L'article 58 de la loi du 5 mars 2007 a donc institué une aide financière annuelle, et l'article 59 un régime de couverture santé, au bénéfice d'étrangers extracommunautaires – les chibanis représentant le public cible –, âgés d'au moins soixante-cinq ans et donc retraités ou soixante ans en cas d'inaptitude au travail, vivant seuls en France, depuis au moins quinze ans, disposant de faibles ressources, et désireux d'effectuer des séjours de longue durée dans leur pays d'origine. Le plafond de ressources aurait dû être fixé par décret, de même que la durée maximale de séjour hors de France – le retour définitif dans le pays d'origine n'était pas a priori exclu. La possibilité de bénéficier de l'aide tout en s'installant définitivement dans le pays d'origine aurait néanmoins pu poser un problème constitutionnel, mais aussi un problème politique : la population française accepterait-elle que des personnes ne résidant plus dans notre pays continuent à percevoir des prestations de la part d'organismes français ?

Le Conseil d'État, consulté sur un projet de décret d'application, a formulé plusieurs remarques de fond, relatives notamment à l'éligibilité à cette aide de ressortissants communautaires non français. Et il a conclu que, pour respecter le droit européen, tous les étrangers devraient pouvoir en bénéficier.
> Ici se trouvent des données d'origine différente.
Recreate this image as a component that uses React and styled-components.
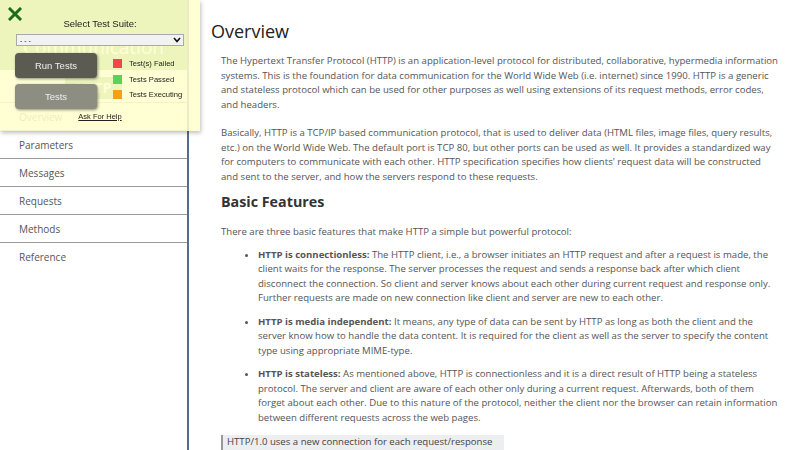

Or, suivre son avis aurait représenté plusieurs risques pour le Gouvernement de l'époque. Un risque budgétaire, d'abord, en raison de l'accroissement considérable du nombre de bénéficiaires potentiels ; un risque politique, ensuite, dans la mesure où cela revenait à faire payer aux contribuables français une forme de pension destinée à des étrangers qui n'auraient pas résidé en France ; un risque pour l'administration, enfin, dû à la quasi-impossibilité de vérifier la condition de résidence dans le cas d'étrangers ayant vécu dans l'un des vingt-six autres États de l'Union européenne.

Après des hésitations, le Gouvernement n'a donc finalement pas retenu la rédaction du Conseil d'État. Un projet de décret visant à appliquer l'article 58 de la loi DALO a cependant été préparé, faisant de l'ANAEM l'institution pivot pour le paiement de l'ARFS, comme elle l'était déjà pour celui des aides au retour – à la différence, toutefois, que le versement des secondes est ponctuel, tandis que celui de la première aurait été permanent. Le Conseil d'État s'étant toutefois opposé à ce deuxième projet de décret pour les mêmes raisons qu'il s'était opposé au premier, le ministre chargé de l'immigration a fini par y renoncer en octobre 2007.

Pour autant, depuis cette date, l'État n'a pas manqué de rechercher d'autres solutions. Ainsi, un décret de 2007 a ramené à six mois par année civile, contre neuf auparavant, la durée minimale de résidence en France pour le bénéfice de l'ASPA et de certaines aides non contributives. Non seulement cela représentait un progrès pour les allocataires du « minimum vieillesse », qui ont désormais la possibilité de passer trois mois de plus dans leur pays d'origine, mais cela permettait de limiter significativement le public potentiellement concerné par l'ARFS. En revanche, s'agissant de l'APL, le problème reste entier : un immigré passant cinq mois par an à l'étranger risque toujours de se voir réclamer un trop-perçu en cas de contrôle par la CAF.

D'un point de vue budgétaire, l'ARFS avait fait l'objet, en loi de finances initiale pour 2008, d'une inscription spécifique de 3 millions d'euros sur le « programme 104 » – « Intégration et accès à la nationalité ». Cette enveloppe a toutefois été réduite à 1,5 million d'euros en loi de finances initiale pour 2009 et 2010, puis supprimée en loi de finances initiale pour 2011, d'une part en raison de l'impossibilité pratique de mettre en oeuvre le dispositif, et d'autre part parce que la réduction des crédits du « programme 104 », passés de 125,8 millions d'euros de crédits d'intervention en 2008 à 66 millions en 2013, rendait impossible le financement de l'aide à la réinsertion familiale et sociale.

Les dispositions des articles 58 et 59 de la loi DALO n'ont donc pas pu être appliquées pour les raisons que je viens de rappeler. Mais si vous décidiez de relancer cette orientation, l'OFII pourrait être l'opérateur du versement régulier des prestations.